I love World Book Night, and here are the two main reasons why:
(1) The pressure is off. When cash isn't at stake, it feels great to put a book in the hands of a peer. I get nervous, sometimes, recommending a book I loved to a customer. I've been given a good review, only to be disappointed myself. So it feels good to hand out books with a whaddhya-have-to-lose? attitude. And the soon-to-be reader is so much more likely to step outside of his or her comfort zone. I totally get it, I'm often strapped for cash and hesitant to spend my money on something I'm not sure about. (So many missed concerts! so many movies I didn't see!) WBN takes that financial pressure off, even the pressure of taste and preference. Most of my conversations went like this:
Me: Hey, are you interested in a free copy of a novel written by a Portland-based author?
Person: It's free?
Person: Sure, why not!
Everyone loves free stuff.
(2) People talking about books, in the real world. I spend most of my time talking to people about books. That's who I am. I go out to coffee with someone, suggest we bring books and just get cozy for a quiet morning, then end up repeatedly blurting out how good my book is and reading passages out loud. I go out for drinks with friends and end up talking about Moby-Dick and race on the seas (stay tuned for a series of posts I'm calling "Blogging the Whale"). Seriously, that's what I do. But on World Book Night, I get to be that girl, but also change the course of a stranger's night.

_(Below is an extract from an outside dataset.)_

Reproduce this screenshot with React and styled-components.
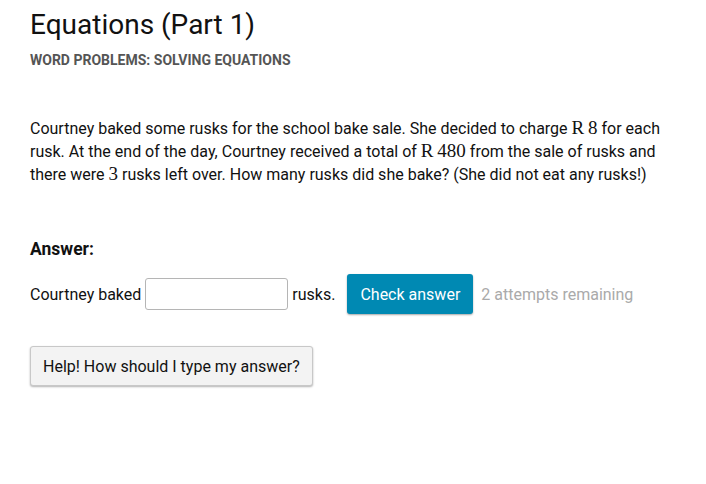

Wrapping up my night as a book giver, I met a friend at a bar on Capitol Hill. I had three copies of Glaciers left, and spotted a small group of friends having a heated conversation about some band or some new album. They were smart, and you could tell they loved to get together and shout about things. It was a book club without a book.

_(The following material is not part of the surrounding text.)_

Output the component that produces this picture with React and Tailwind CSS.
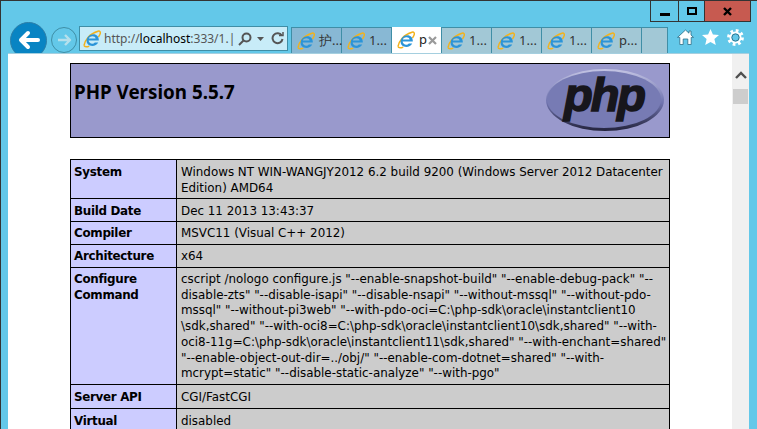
import React from 'react';

const tabs = [
  { label: '护...', tone: 'bg-[#88b8d4]' },
  { label: '1...', tone: 'bg-[#88b8d4]' },
  { label: 'p', active: true },
  { label: '1...', tone: 'bg-[#a2c8d6]' },
  { label: '1...', tone: 'bg-[#a2c8d6]' },
  { label: '1...', tone: 'bg-[#a2c8d6]' },
  { label: 'p...', tone: 'bg-[#a2c8d6]' },
];

const loose = 'pt-[4px] pb-[2px]';
const tight = 'pt-[3px] pb-[3px]';

const rows = [
  { name: ['System'], pad: loose, lines: ['Windows NT WIN-WANGJY2012 6.2 build 9200 (Windows Server 2012 Datacenter', 'Edition) AMD64'] },
  { name: ['Build Date'], pad: loose, lines: ['Dec 11 2013 13:43:37'] },
  { name: ['Compiler'], pad: tight, lines: ['MSVC11 (Visual C++ 2012)'] },
  { name: ['Architecture'], pad: tight, lines: ['x64'] },
  {
    name: ['Configure', 'Command'],
    pad: 'pt-[4px] pb-[2px] leading-[15.7px]',
    lines: [
      'cscript /nologo configure.js "--enable-snapshot-build" "--enable-debug-pack" "--',
      'disable-zts" "--disable-isapi" "--disable-nsapi" "--without-mssql" "--without-pdo-',
      'mssql" "--without-pi3web" "--with-pdo-oci=C:\\php-sdk\\oracle\\instantclient10',
      '\\sdk,shared" "--with-oci8=C:\\php-sdk\\oracle\\instantclient10\\sdk,shared" "--with-',
      'oci8-11g=C:\\php-sdk\\oracle\\instantclient11\\sdk,shared" "--with-enchant=shared"',
      '"--enable-object-out-dir=../obj/" "--enable-com-dotnet=shared" "--with-',
      'mcrypt=static" "--disable-static-analyze" "--with-pgo"',
    ],
  },
  { name: ['Server API'], pad: 'pt-[4px] pb-[3px]', lines: ['CGI/FastCGI'] },
  { name: ['Virtual'], pad: loose, lines: ['disabled'] },
];

const IeIcon = ({ size = 18 }) => (
  <svg width={size} height={size} viewBox="0 0 18 18" className="shrink-0">
    <path d="M1 15.5C2 10 6.5 3.5 15 1.2c2-.5 2.6.8 2.2 2.4-.3 1.2-1 2.4-1.8 3.4" fill="none" stroke="#f2b21c" strokeWidth="1.5" />
    <path d="M1 15.5c.6 1.8 3.2 1.6 5.2.6" fill="none" stroke="#f2b21c" strokeWidth="1.5" />
    <path d="M5.6 10.6h10.2c.3-4-2.2-6.4-5.4-6.4-3.8 0-6.8 3-6.8 6.6 0 3.2 2.4 5.2 5.6 5.2 2.8 0 4.8-1.2 6-3.4h-3.4c-.6.8-1.5 1.2-2.5 1.2-1.9 0-3.5-1.2-3.7-3.2zM5.8 8.4c.4-1.4 2-2.2 3.6-2.2 1.8 0 3 .9 3.2 2.2H5.8z" fill="#2b94d8" fillRule="evenodd" />
  </svg>
);

const PhpLogo = () => (
  <svg width="120" height="64" viewBox="0 0 120 64">
    <defs>
      <linearGradient id="rim" x1="0" y1="0" x2="0" y2="1">
        <stop offset="0" stopColor="#c4c5e4" />
        <stop offset="0.55" stopColor="#6f73ae" />
        <stop offset="1" stopColor="#23233c" />
      </linearGradient>
    </defs>
    <ellipse cx="60" cy="32" rx="59" ry="31" fill="url(#rim)" />
    <ellipse cx="59" cy="31.5" rx="57" ry="28.5" fill="#777bb4" />
    <text x="59" y="43" textAnchor="middle" fontFamily="'Liberation Sans', sans-serif" fontWeight="700" fontStyle="italic" fontSize="47" letterSpacing="-2" fill="#17161c" stroke="#17161c" strokeWidth="1.6">php</text>
  </svg>
);

const Tab = ({ tab }) => (
  <div className={`w-[50px] h-full flex items-center gap-[4px] pl-[5px] border-r border-[#3f8ea6] text-[13px] ${tab.active ? 'bg-white text-[#222]' : `${tab.tone} border-t text-[#333]`}`}>
    <IeIcon />
    <span className="whitespace-nowrap">{tab.label}</span>
    {tab.active && (
      <svg width="9" height="9" viewBox="0 0 9 9" stroke="#9a9a9a" strokeWidth="2.2" className="ml-[-3px] shrink-0">
        <path d="M1 1l7 7M8 1L1 8" />
      </svg>
    )}
  </div>
);

const App = () => {
  return (
    <div className="relative h-screen overflow-hidden bg-[#63c8e9] border-t border-l border-[#333] font-['DejaVu_Sans','Noto_Sans',sans-serif]">
      {/* window buttons */}
      <div className="absolute top-0 left-[649px] flex h-[21px] border-b border-l border-r border-[#333]">
        <div className="w-[28px] flex items-center justify-center border-r border-[#333]">
          <div className="w-[10px] h-[3px] bg-black mt-[6px]" />
        </div>
        <div className="w-[26px] flex items-center justify-center border-r border-[#333]">
          <div className="w-[10px] h-[8px] border-2 border-black" />
        </div>
        <div className="w-[45px] flex items-center justify-center bg-[#c75a50]">
          <svg width="9" height="9" viewBox="0 0 9 9" stroke="black" strokeWidth="2.4"><path d="M1 1l7 7M8 1L1 8" /></svg>
        </div>
      </div>

      {/* toolbar */}
      <div className="flex h-[52px] items-end pl-[9px] font-['Noto_Sans',sans-serif]">
        <div className="flex items-center self-end h-[38px] mb-[-6px]">
          <div className="w-[37px] h-[37px] rounded-full bg-[#0884c3] border border-[#2d7fa8] flex items-center justify-center">
            <svg width="22" height="20" viewBox="0 0 22 20" fill="none" stroke="white" strokeWidth="4" strokeLinecap="round" strokeLinejoin="round">
              <path d="M10 3l-7 7 7 7M3 10h17" />
            </svg>
          </div>
          <div className="ml-[4px] w-[26px] h-[26px] rounded-full border border-[#3f8ea6] flex items-center justify-center">
            <svg width="16" height="14" viewBox="0 0 16 14" fill="none" stroke="#b5e0ec" strokeWidth="2.4" strokeLinejoin="round">
              <path d="M9 2l5 5-5 5M14 7H2" />
            </svg>
          </div>
        </div>
        <div className="ml-[2px] mb-[2px] w-[209px] h-[25px] shrink-0 bg-[#c8ecf8] border border-[#3f8ea6] flex items-center pl-[3px] text-[12px] text-[#555]">
          <IeIcon />
          <span className="ml-[3px] whitespace-nowrap w-[133px]">http://<span className="text-black">localhost</span>:333/1.|</span>
          <svg width="14" height="14" viewBox="0 0 14 14" fill="none" stroke="#555" strokeWidth="2" className="ml-[1px] shrink-0">
            <circle cx="8.5" cy="5.5" r="4" />
            <path d="M5.5 8.5L1 13" />
          </svg>
          <svg width="7" height="4" viewBox="0 0 7 4" className="ml-[5px] shrink-0"><path d="M0 0h7L3.5 4z" fill="#555" /></svg>
          <svg width="13" height="13" viewBox="0 0 13 13" fill="none" stroke="#555" strokeWidth="2" className="ml-[7px] shrink-0">
            <path d="M10.8 3.5A5 5 0 1 0 11.5 7" />
            <path d="M8 3.5h4V0" strokeWidth="1.5" />
          </svg>
        </div>
        <div className="ml-[3px] flex h-[26px] border-l border-[#3f8ea6]">
          {tabs.map((tab, i) => <Tab key={i} tab={tab} />)}
          <div className="w-[26px] bg-[#a2c8d6] border-t border-r border-[#3f8ea6]" />
        </div>
        <div className="ml-[9px] mb-[6px] flex items-center gap-[8px] h-[20px]">
          <svg width="17" height="16" viewBox="0 0 17 16" fill="white" stroke="#2c6f88" strokeWidth="0.8">
            <path d="M8.5 1L12 4.2V2h2v4l2.5 2.4h-2.3V15.5h-3.4V10H6.2v5.5H2.8V8.4H.5z" />
          </svg>
          <svg width="17" height="16" viewBox="0 0 17 16" fill="white">
            <path d="M8.5 0l2.4 5.6 6.1.5-4.6 4 1.4 5.9-5.3-3.1L3.2 16l1.4-5.9L0 6.1l6.1-.5z" />
          </svg>
          <svg width="17" height="17" viewBox="0 0 17 17" fill="none">
            <circle cx="8.5" cy="8.5" r="6.7" stroke="white" strokeWidth="3.4" strokeDasharray="2.6 2.67" />
            <circle cx="8.5" cy="8.5" r="5" stroke="white" strokeWidth="2" />
            <circle cx="8.5" cy="8.5" r="3.6" stroke="#2c6f88" strokeWidth="0.9" />
          </svg>
        </div>
      </div>

      {/* page + scrollbar */}
      <div className="relative ml-[7px] w-[741px] h-[376px] flex border-t border-[#a5cfdf]">
        <div className="w-[724px] bg-white overflow-hidden text-[11.9px] leading-[16px] text-black">
          <div className="w-[600px] h-[75px] mx-auto mt-[9px] flex justify-between bg-[#9999cc] border border-black">
            <h1 className="mt-[13px] ml-[3px] font-['Noto_Sans',sans-serif] text-[18.8px] leading-[30px] font-bold">PHP Version 5.5.7</h1>
            <div className="mt-[4px] mr-[4px]"><PhpLogo /></div>
          </div>
          <table className="w-[600px] mx-auto mt-[21px] border-collapse table-fixed">
            <tbody>
              {rows.map((row, i) => (
                <tr key={i} className="align-top">
                  <td className={`w-[106px] bg-[#ccccff] border border-black pl-[3px] font-bold tracking-[-0.3px] whitespace-nowrap ${row.pad}`}>
                    {row.name.map((l) => <div key={l}>{l}</div>)}
                  </td>
                  <td className={`bg-[#cccccc] border border-black pl-[4px] whitespace-nowrap ${row.pad}`}>
                    {row.lines.map((l) => <div key={l}>{l}</div>)}
                  </td>
                </tr>
              ))}
            </tbody>
          </table>
        </div>
        <div className="w-[17px] bg-[#f0f0f0] flex flex-col items-center">
          <svg width="12" height="8" viewBox="0 0 12 8" fill="none" stroke="#505050" strokeWidth="2.4" className="mt-[17px]">
            <path d="M1 7l5-5 5 5" />
          </svg>
          <div className="w-[15px] h-[15px] bg-[#cdcdcd] mt-[10px]" />
        </div>
      </div>
    </div>
  );
};

export default App;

I approached them and told them a bit about Glaciers, a little bit of the plot and the author. It's a dreamy nugget of a story about a librarian living in Portland. It's also a story about being a twenty-something today. About our misplaced nostalgia, about our love for thrift shopping and ephemera. And have you heard of Powell's Books? The author works at Powell's. And the book came out from Tin House, have you heard of Tin House? Their books are smart and smartly designed. Look at this gorgeous image of the actual cover!
Eventually, after a few minutes of excited chatter, I politely bowed out and headed back to my friend's table. As I walked away I heard them, still talking about books. One friend made the other promise to pass Glaciers on after he finishes it. They started to say how they should start a book club. And eventually they were arguing about books and had completely moved on from their previous conversation.